Have you ever had a situation where your sales proposal was agreed to, the customer confirmed they were ready to move forward and then, during the legal process, everything came to a screeching halt? Do you call your legal department the “sales prevention” team? Here are a few things you can do as a sales person or sales manager to help the legal process along.
It’s not unusual for an inability to reach swift agreement on a contract to upset both your customer/prospect and you as a sales person.
You did all the right things. You met regularly with your customer/prospect to ensure both parties understood key activities, dates and responsibilities using a Sequence of Events document. And, based on continual review of the document, you became confident that the deal would close on or around a certain date based on the fact that they needed your product and services to be in production to meet a specific goal. And as any good sales person, you reviewed the sales proposal with multiple members of your customer/prospect team, including key stakeholders, and ironed out all the details.
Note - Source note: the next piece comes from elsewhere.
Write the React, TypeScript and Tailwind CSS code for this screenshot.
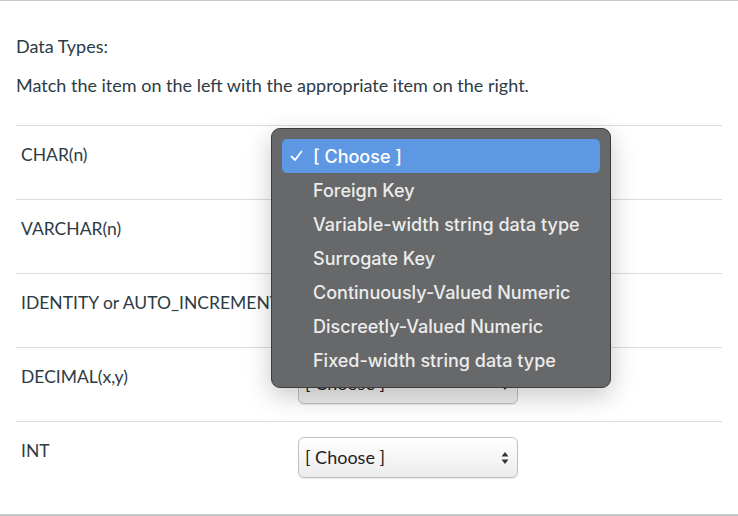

But then came the crash and burn, when the legal process threw a wrench in your sales deal. Why all the angst?
In short, your lawyers are there to protect your company, with an eye towards negotiating certain terms to further that protection. More often than not, discussions about business terms in the contract, such as limits of liability and termination clauses, cause your legal department to push back. And, certain items are simply non-negotiable. Most of the time, we hope and pray that our customers/prospects will be fine with the terms, which in other cases, have caused sales processes to slow down – causing the buyer to miss key dates and milestones.
What can you do? You really have two choices: (1) Do nothing and hope for the best, or (2) Take a more proactive approach. I recommend the latter.
With a proactive approach, you would include the key business terms, such as limits of liability and termination clauses, as part of the proposal. Think back to certain terms in the contract that would typically come as a surprise to your customer/prospect until the contract was agreed and finalized. What if you included those terms early on in a proposal, providing adequate time to discuss, negotiate or lose early – if that is the last resort?
There was a time in my career when we did just that. Our deals were typically six to seven figures and we only closed one to three of those per year. So, we had to maximize our percentage chance of closing within our customer’s target timeframe and our fiscal year. We started listing key business terms in the contract, which began discussions well before the legal process.
As a result, we not only were able to understand their issues early on, we could holistically negotiate both price and business terms in one go. This also greatly reduced, and in some cases eliminated, the number of “gotcha” moments when sales things got held up in legal for business terms that – for our company – were non-negotiable.
What’s your legal process like? Is it seriously delaying or even killing your deals? Would including business terms in your proposals help or hinder your sale?